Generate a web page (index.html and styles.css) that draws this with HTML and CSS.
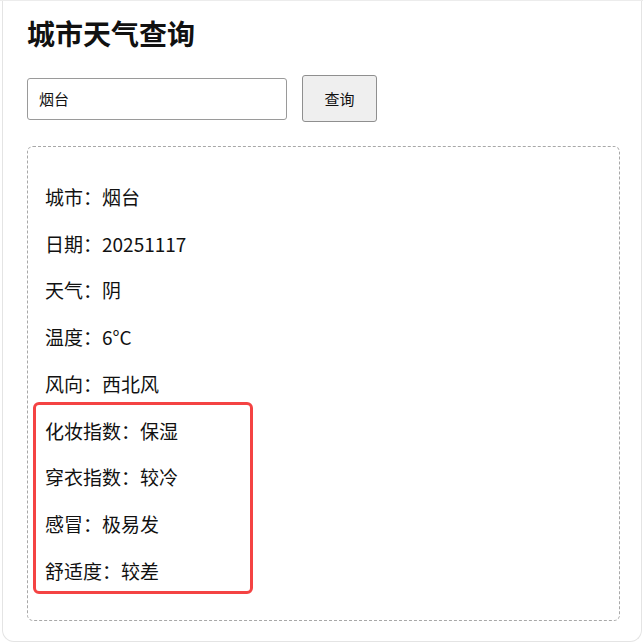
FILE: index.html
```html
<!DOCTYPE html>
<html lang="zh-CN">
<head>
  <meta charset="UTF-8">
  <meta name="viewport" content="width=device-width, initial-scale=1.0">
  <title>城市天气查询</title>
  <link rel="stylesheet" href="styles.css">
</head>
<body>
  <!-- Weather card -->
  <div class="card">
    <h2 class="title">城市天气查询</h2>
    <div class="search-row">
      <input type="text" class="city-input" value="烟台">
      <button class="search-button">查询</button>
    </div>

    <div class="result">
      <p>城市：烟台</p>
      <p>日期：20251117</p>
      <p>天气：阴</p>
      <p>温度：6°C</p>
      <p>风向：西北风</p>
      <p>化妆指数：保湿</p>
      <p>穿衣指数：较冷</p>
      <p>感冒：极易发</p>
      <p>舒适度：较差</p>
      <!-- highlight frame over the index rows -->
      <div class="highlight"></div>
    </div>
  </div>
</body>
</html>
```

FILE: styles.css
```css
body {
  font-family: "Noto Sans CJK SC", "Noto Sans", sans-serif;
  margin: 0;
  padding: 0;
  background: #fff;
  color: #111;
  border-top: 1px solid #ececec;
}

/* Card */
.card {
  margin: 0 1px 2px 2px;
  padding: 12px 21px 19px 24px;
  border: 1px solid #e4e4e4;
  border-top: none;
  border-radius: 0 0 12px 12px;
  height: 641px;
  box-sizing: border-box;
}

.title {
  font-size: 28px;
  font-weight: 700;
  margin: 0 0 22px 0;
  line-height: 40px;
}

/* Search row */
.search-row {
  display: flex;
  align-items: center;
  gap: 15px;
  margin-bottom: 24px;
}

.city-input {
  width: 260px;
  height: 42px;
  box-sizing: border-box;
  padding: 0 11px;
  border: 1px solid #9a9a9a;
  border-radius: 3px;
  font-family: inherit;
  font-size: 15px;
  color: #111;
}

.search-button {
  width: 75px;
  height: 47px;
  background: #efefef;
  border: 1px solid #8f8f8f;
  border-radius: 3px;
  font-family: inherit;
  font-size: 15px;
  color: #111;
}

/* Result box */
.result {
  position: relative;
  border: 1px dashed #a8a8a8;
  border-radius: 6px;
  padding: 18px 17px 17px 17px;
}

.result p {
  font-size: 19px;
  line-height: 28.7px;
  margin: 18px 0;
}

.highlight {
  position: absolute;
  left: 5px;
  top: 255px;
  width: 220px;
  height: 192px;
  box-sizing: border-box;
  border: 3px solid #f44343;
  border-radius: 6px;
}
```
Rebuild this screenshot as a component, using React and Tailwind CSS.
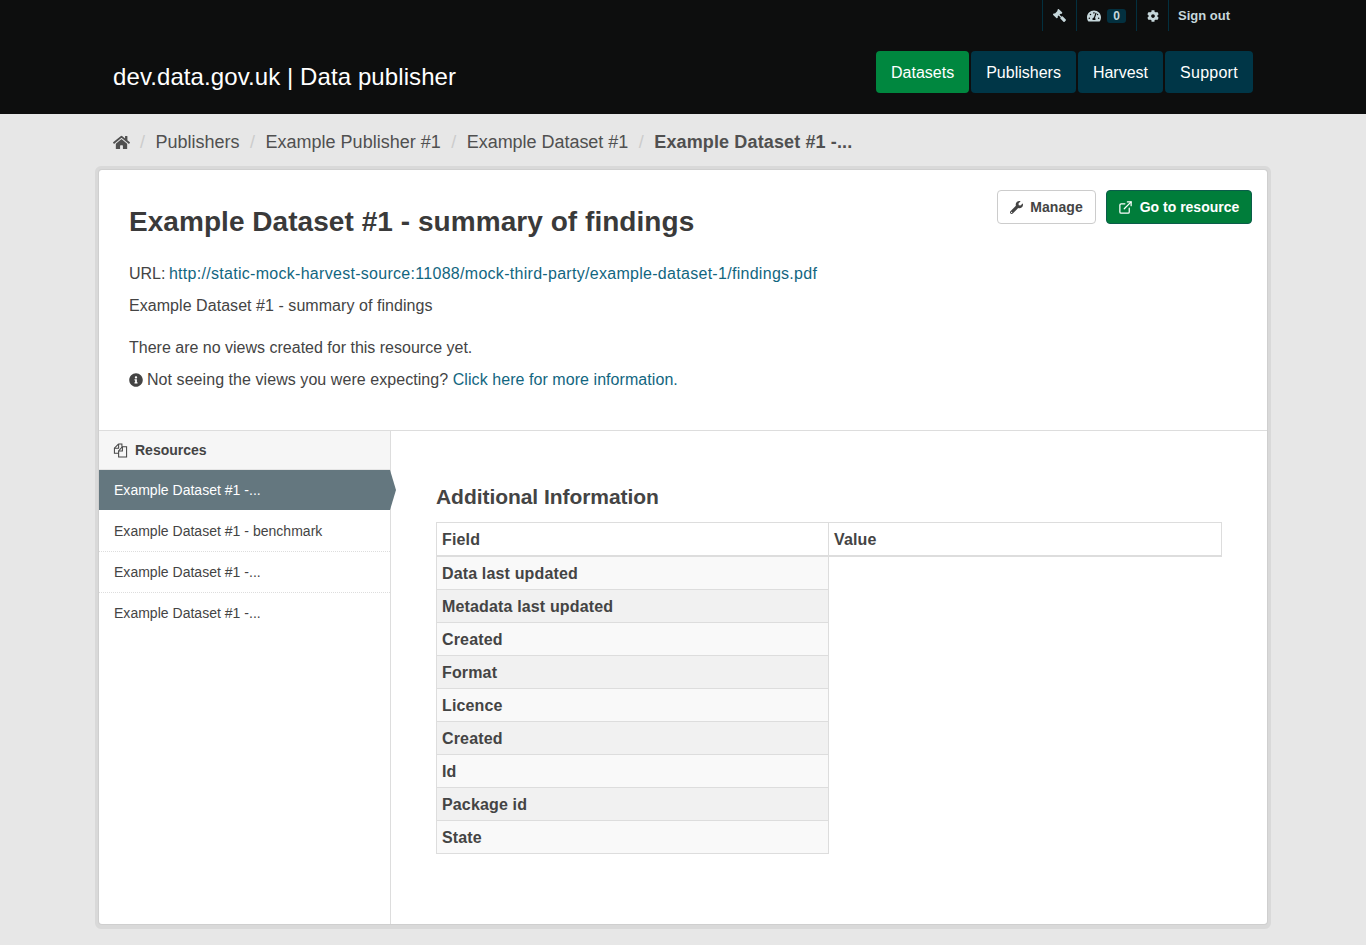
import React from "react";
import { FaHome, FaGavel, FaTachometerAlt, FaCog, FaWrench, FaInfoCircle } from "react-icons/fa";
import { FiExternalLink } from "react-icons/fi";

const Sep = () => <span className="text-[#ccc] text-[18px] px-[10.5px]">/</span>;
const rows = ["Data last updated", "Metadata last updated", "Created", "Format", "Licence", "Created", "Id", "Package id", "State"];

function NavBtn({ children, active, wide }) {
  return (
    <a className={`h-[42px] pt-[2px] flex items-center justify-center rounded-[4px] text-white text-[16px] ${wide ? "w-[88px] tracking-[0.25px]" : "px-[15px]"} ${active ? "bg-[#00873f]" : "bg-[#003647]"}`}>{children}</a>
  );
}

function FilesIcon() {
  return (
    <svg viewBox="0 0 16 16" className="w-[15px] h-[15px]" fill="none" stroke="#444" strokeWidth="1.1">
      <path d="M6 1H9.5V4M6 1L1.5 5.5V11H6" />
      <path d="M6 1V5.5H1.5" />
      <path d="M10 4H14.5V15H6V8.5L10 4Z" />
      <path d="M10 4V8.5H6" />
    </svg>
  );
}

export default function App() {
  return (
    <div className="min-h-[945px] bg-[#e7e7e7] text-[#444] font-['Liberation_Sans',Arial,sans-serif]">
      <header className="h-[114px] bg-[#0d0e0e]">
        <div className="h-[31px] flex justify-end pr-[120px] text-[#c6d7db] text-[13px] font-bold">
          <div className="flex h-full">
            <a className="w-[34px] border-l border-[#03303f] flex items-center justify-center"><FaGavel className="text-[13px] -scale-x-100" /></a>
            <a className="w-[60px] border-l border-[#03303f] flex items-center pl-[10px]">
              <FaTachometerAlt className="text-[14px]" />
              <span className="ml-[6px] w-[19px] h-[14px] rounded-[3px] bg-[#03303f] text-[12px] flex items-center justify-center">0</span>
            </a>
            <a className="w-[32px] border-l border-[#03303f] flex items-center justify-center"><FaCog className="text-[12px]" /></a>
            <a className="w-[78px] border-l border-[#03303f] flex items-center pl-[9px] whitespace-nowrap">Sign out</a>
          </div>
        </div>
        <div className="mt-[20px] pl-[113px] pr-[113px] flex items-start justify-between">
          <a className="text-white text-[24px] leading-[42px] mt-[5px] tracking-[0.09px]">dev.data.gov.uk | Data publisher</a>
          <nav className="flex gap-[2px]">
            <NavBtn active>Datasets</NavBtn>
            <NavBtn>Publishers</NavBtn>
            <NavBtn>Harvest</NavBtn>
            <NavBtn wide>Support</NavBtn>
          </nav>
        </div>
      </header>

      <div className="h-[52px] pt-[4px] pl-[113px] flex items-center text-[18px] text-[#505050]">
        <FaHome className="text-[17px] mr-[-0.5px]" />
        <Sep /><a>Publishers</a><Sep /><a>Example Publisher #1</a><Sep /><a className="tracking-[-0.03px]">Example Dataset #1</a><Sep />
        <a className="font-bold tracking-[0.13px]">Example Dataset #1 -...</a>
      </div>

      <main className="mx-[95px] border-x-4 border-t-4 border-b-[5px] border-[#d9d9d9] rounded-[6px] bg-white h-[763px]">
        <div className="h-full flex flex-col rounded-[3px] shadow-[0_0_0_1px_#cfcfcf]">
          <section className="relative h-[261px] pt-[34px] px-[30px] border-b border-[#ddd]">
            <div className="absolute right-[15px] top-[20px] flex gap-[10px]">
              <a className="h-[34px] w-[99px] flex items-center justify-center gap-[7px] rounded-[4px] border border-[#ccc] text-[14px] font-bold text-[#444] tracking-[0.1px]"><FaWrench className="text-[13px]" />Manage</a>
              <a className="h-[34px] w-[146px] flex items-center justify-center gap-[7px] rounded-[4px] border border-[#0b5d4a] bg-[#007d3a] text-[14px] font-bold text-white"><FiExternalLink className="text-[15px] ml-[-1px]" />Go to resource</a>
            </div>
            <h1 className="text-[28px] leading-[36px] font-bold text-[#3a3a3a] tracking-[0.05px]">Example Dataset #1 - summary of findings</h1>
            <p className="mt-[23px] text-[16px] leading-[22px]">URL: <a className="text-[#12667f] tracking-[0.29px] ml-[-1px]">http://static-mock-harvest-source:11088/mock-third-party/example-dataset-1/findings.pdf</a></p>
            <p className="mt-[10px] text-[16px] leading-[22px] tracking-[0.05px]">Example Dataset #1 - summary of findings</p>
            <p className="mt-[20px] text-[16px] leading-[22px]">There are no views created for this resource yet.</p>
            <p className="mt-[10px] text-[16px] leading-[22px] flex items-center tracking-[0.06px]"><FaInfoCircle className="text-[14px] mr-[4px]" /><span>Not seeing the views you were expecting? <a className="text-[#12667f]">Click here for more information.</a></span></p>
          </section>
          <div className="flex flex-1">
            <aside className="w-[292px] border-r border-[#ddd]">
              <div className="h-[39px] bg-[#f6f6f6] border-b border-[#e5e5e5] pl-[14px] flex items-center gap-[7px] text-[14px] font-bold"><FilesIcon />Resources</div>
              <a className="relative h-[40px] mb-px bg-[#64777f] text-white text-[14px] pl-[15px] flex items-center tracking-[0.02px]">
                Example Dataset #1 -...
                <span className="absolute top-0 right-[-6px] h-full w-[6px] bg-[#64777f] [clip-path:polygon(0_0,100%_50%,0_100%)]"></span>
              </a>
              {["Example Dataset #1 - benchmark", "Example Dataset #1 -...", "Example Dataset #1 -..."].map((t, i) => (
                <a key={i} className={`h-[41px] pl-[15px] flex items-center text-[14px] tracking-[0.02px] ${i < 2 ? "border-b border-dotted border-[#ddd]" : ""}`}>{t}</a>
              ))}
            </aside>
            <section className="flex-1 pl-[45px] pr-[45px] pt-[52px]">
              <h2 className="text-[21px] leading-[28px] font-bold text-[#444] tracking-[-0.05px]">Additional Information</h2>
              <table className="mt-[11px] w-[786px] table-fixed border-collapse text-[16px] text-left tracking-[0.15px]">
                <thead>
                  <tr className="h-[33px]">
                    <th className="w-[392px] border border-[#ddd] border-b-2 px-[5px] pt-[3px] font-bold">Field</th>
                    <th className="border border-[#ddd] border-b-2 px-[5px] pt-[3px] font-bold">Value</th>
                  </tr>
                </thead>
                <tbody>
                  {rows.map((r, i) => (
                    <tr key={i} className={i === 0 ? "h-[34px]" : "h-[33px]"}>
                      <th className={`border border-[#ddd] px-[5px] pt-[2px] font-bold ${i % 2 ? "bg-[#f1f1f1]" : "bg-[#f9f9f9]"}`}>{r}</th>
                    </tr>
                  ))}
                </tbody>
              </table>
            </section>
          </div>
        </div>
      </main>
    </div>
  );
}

> _THE PROBLEM_
The word "this" may turn up on some lines of these records; say how many, with no other words.

> _ANSWER TO THE EXERCISE_
3